The Fair Fiorita
The Fair Fiorita is an Italian fairy tale collected by Thomas Frederick Crane in Italian Popular Tales. Italo Calvino included a variant of it, The Princesses Wed to the First Passer-By, in his Italian Folktales.
A king with three daughters and a son married his daughters to the first men to pass before the castle at noon: a swineherd, a huntsman, and a grave-digger. His son did not go to the wedding, but walked in the garden, where he heard a voice saying that the man was happy who was kissed by the fair Fiorita. He set out in search of her.
Three years later, he saw a palace with a fountain in front of it, and a child playing in the fountain. He approached, and the child cried for his mother, who proved to be his oldest sister. He was glad at her good fortune, stemming from the enchantments of a magician on her husband, as on his other brothers-in-law. They told him to go toward the sunrise, which was the way both to his other two sisters and to Fiorita, and gave him hogs' bristles to throw to the ground if he were in great need.
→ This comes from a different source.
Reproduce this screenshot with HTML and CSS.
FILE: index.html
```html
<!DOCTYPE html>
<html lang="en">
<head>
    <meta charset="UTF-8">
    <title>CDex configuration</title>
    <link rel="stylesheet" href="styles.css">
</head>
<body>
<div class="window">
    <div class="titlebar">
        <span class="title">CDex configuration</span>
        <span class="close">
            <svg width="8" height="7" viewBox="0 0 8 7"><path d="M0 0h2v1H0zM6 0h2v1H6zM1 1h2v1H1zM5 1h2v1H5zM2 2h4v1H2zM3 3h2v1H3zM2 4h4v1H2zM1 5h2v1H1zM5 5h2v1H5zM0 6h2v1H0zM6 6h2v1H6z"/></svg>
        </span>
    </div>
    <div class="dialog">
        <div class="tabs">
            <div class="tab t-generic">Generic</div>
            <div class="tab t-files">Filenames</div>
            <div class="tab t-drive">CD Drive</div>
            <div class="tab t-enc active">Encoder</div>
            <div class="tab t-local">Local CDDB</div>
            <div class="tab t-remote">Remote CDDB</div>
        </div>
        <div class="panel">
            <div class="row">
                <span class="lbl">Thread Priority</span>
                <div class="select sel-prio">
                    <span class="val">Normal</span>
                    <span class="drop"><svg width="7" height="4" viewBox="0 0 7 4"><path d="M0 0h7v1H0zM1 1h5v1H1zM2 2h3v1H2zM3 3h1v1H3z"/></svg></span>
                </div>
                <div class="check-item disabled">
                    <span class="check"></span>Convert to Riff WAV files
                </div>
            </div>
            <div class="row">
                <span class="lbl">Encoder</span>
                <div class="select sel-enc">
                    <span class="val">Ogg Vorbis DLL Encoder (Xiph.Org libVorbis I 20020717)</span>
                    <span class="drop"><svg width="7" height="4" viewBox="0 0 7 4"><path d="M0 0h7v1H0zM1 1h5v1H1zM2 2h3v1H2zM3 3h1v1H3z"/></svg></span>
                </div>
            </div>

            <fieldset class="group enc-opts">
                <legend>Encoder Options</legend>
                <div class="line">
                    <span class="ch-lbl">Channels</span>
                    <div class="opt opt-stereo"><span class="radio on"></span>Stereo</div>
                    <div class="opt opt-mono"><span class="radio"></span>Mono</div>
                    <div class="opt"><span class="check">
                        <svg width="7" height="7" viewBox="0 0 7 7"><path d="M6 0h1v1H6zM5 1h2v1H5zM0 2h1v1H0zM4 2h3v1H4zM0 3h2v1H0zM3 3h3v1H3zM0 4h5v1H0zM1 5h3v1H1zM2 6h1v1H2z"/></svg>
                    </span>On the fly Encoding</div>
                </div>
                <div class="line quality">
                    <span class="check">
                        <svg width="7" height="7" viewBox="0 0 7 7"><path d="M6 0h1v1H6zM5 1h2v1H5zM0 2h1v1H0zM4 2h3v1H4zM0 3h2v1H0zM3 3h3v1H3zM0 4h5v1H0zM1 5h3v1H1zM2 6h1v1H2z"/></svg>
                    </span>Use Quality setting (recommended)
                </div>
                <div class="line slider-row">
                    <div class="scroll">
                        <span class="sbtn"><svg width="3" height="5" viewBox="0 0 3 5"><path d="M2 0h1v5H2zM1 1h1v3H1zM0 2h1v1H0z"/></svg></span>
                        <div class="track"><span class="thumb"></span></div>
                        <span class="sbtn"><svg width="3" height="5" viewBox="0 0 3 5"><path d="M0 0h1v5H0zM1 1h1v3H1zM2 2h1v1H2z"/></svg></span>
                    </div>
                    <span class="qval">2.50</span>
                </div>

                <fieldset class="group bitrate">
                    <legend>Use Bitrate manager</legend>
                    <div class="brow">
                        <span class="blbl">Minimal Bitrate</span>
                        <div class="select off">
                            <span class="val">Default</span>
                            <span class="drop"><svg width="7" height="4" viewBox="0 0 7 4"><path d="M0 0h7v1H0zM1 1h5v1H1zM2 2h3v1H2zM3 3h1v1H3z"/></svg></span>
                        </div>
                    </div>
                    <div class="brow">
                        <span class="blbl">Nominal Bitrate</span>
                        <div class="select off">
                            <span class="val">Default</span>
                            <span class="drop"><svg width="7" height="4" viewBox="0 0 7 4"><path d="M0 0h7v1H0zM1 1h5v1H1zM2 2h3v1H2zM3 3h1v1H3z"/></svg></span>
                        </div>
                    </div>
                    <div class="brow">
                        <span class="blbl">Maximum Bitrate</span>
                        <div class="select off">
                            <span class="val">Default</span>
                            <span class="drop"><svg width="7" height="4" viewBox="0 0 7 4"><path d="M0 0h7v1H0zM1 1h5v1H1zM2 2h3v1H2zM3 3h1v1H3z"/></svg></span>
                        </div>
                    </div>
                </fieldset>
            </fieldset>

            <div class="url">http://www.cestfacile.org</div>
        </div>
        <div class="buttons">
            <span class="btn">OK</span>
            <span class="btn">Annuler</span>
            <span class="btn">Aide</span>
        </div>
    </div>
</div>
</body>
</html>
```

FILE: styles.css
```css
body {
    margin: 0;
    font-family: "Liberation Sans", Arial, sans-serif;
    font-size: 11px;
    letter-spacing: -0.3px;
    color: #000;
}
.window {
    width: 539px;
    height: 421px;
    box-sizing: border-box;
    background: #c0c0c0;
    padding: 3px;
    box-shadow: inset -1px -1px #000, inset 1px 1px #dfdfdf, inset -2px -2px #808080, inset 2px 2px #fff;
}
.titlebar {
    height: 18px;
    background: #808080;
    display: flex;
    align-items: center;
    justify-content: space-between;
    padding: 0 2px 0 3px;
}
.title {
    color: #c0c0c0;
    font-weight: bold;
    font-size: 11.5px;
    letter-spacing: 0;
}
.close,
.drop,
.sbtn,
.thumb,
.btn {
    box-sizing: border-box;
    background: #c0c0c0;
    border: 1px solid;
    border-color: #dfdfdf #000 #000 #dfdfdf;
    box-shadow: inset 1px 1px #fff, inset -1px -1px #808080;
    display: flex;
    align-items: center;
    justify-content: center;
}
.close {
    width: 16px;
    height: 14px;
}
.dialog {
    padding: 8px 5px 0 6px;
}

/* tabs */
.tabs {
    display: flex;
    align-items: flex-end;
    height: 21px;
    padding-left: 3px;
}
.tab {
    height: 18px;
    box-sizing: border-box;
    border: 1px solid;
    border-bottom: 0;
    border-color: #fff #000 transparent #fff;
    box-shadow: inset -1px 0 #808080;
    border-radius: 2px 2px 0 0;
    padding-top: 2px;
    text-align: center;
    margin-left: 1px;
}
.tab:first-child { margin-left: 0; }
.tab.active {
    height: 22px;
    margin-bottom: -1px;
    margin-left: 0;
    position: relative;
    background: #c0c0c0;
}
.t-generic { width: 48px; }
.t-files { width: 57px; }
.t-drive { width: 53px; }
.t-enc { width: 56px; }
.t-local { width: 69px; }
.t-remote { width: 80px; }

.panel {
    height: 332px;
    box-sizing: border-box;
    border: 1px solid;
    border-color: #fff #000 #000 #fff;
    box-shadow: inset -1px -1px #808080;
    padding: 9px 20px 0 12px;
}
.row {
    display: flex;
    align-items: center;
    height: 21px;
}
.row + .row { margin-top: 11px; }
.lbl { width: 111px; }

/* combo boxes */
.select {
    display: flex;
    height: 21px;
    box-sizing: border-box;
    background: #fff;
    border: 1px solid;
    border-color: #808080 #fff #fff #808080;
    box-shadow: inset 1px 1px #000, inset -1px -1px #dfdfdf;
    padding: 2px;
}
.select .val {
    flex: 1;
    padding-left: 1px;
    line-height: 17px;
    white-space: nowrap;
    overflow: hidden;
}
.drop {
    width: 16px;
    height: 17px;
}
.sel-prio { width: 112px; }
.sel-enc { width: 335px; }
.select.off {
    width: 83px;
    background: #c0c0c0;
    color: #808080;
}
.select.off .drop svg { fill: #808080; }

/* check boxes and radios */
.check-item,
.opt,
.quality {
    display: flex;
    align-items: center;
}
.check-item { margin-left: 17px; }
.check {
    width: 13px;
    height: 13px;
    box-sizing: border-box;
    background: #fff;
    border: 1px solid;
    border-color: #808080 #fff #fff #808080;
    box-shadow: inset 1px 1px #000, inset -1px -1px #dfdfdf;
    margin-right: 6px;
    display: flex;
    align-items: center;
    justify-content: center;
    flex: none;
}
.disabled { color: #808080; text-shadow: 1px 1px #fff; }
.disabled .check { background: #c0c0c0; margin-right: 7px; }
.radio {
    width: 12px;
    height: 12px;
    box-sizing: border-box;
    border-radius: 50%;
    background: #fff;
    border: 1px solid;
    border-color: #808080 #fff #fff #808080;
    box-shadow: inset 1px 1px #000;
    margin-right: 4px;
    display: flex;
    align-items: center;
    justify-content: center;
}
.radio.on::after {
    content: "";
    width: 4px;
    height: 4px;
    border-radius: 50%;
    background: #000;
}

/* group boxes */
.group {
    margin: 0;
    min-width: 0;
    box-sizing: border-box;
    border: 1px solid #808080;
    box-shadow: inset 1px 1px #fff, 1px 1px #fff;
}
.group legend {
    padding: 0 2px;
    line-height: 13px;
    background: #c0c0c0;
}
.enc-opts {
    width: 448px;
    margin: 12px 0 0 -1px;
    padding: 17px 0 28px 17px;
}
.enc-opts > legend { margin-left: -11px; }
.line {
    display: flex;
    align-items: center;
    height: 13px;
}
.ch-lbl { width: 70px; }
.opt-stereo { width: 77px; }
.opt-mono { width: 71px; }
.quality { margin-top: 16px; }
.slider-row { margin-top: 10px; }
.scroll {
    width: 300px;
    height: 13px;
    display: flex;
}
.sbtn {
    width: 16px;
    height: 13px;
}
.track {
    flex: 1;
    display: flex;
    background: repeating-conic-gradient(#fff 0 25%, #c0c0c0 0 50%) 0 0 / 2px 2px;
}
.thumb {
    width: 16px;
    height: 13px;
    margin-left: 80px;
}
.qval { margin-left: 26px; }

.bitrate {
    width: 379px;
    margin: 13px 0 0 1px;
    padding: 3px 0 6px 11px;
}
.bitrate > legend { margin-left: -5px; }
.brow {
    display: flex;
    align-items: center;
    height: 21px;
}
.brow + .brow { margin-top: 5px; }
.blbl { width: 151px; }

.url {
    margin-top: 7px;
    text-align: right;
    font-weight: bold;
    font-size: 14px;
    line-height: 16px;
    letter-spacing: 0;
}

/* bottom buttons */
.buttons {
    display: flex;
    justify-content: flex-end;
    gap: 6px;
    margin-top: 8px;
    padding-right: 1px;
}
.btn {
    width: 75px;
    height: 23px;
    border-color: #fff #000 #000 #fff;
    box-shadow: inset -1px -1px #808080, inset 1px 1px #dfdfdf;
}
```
He went toward the sunrise, and found his other two sisters. The middle one gave him feathers, and the youngest a human bone and told him that an old woman could give him more directions about Fiorita. The old woman lived across from the castle where Fiorita lived, and she came by the window. He fell in love at once, but the old woman warned him that the king would marry her only to a man who found her in a hidden place, and many princes had already died, trying.
He commissioned a cymbal that he could hide in, and had the maker sell it to the king on the condition that he take it every three days to repair it. The king bought it and gave it to Fiorita, who took it to her room. At night, the prince called to her, until she and her maids of honor had searched, and she had concluded that she had imagined the repeated calls, and told them not to come again. He emerged and begged a kiss from her. She allowed it, and a rose formed. She told him that the rose would let him find her first in her hiding place, then among a hundred maidens, but that her father would set other tasks afterwards, more terrible.
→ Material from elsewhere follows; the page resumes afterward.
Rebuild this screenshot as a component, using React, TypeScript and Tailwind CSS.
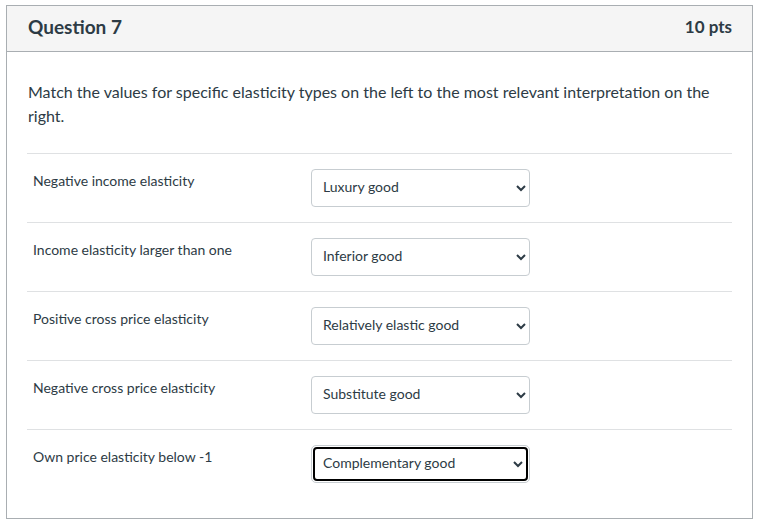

After he had found Fiorita, twice, the king put him in a room, filled with fruit, and commanded that he eat it all. He threw down the hogs' bristles, and a great herd of swine appeared and ate it all. The king then demanded birds that sang so sweetly that they would put the princess to sleep. The prince threw down the feathers, and birds appeared that put not only the princess but the king to sleep. The third time, the king demanded that they produce, on the next morning, a two-year-old child who could speak, or he would execute them both. The prince threw down the bone, and the child sprung up.
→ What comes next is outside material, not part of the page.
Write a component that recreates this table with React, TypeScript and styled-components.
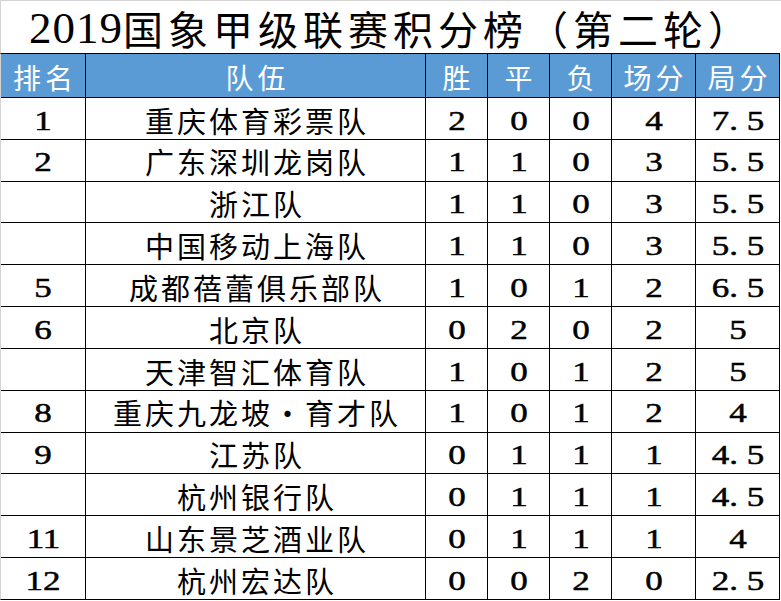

The king gave his son-in-law his crown and held a great feast for their wedding, to which his sisters and their husbands, and the prince's father came. So the prince and Fiorita reigned over two kingdoms.
The Princesses Wed to the First Passer-By does not include his sneaking into the princess's presence, or the need to discover her in a hiding place, as indeed many similar fairy tales, where the hero is helped by his brothers-in-law, as in The Death of Koschei the Deathless and The Three Enchanted Princes and What came of picking Flowers.